• [Given instruction]
Wherever a line holds the string "this", copy that line.

• [Dataset excerpt]
■ ■ ■ ■ ■ ■ ■

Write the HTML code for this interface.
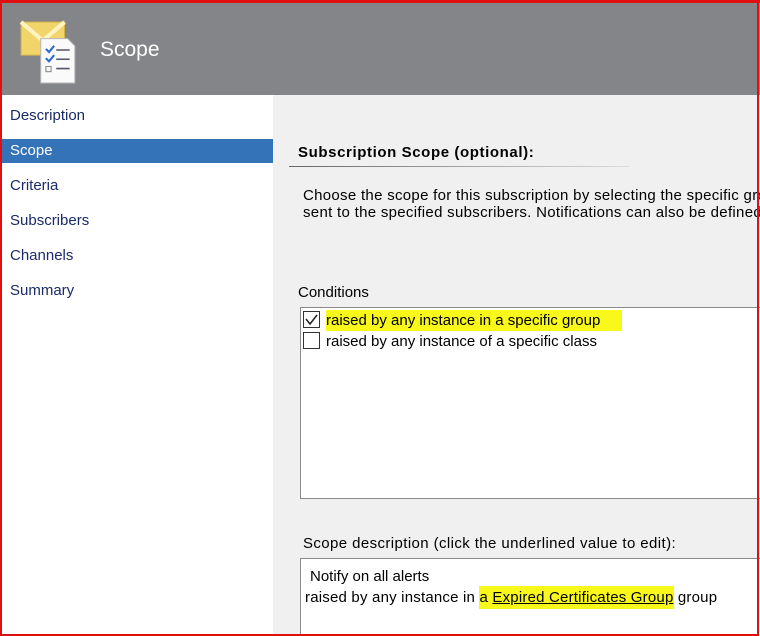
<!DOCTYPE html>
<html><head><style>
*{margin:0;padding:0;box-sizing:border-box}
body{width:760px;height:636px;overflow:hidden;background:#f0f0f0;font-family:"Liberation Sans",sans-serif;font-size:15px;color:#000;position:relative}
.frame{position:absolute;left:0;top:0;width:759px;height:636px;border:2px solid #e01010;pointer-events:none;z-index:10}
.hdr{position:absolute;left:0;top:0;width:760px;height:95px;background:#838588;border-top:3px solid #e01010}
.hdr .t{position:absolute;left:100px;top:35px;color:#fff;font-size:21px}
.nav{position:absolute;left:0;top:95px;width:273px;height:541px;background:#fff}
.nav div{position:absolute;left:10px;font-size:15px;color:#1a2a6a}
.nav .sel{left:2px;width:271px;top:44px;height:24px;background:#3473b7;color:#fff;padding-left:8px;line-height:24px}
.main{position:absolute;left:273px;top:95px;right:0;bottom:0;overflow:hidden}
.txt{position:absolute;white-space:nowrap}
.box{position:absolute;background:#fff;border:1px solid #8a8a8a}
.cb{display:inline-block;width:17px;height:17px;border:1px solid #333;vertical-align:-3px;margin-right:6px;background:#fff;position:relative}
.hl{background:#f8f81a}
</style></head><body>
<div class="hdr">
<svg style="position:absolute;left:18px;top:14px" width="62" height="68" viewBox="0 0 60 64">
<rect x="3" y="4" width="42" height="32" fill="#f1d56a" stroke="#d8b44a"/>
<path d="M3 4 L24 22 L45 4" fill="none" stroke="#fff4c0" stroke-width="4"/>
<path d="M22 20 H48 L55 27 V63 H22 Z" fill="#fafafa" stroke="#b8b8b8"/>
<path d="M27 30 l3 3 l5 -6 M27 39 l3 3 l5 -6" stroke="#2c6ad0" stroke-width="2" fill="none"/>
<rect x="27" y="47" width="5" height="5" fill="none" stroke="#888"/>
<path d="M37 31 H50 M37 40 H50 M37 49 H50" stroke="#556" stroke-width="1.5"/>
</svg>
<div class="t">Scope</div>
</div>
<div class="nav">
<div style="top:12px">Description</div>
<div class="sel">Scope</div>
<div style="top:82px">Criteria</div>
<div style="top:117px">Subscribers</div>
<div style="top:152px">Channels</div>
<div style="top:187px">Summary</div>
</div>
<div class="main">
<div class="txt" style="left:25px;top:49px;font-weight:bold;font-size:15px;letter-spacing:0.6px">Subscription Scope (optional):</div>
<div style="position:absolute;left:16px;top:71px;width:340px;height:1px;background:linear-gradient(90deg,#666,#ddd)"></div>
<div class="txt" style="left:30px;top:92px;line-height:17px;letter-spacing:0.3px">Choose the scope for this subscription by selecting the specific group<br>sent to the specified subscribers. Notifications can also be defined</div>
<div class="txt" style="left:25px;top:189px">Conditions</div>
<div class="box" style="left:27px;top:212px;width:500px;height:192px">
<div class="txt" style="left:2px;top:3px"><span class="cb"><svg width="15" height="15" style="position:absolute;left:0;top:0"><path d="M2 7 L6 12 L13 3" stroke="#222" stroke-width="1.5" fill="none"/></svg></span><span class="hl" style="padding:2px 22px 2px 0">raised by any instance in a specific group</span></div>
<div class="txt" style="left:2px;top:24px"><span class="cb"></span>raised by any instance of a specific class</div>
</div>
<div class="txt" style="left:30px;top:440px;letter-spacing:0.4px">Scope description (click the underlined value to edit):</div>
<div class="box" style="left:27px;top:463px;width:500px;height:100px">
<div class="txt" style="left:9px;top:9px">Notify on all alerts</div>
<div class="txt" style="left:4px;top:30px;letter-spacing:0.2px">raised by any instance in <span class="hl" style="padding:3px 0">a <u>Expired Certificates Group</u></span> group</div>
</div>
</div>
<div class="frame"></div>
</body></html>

■ ■ ■ ■ ■ ■ ■

• [Output]
Write the HTML code for this interface.
<div class="txt" style="left:30px;top:92px;line-height:17px;letter-spacing:0.3px">Choose the scope for this subscription by selecting the specific group<br>sent to the specified subscribers. Notifications can also be defined</div>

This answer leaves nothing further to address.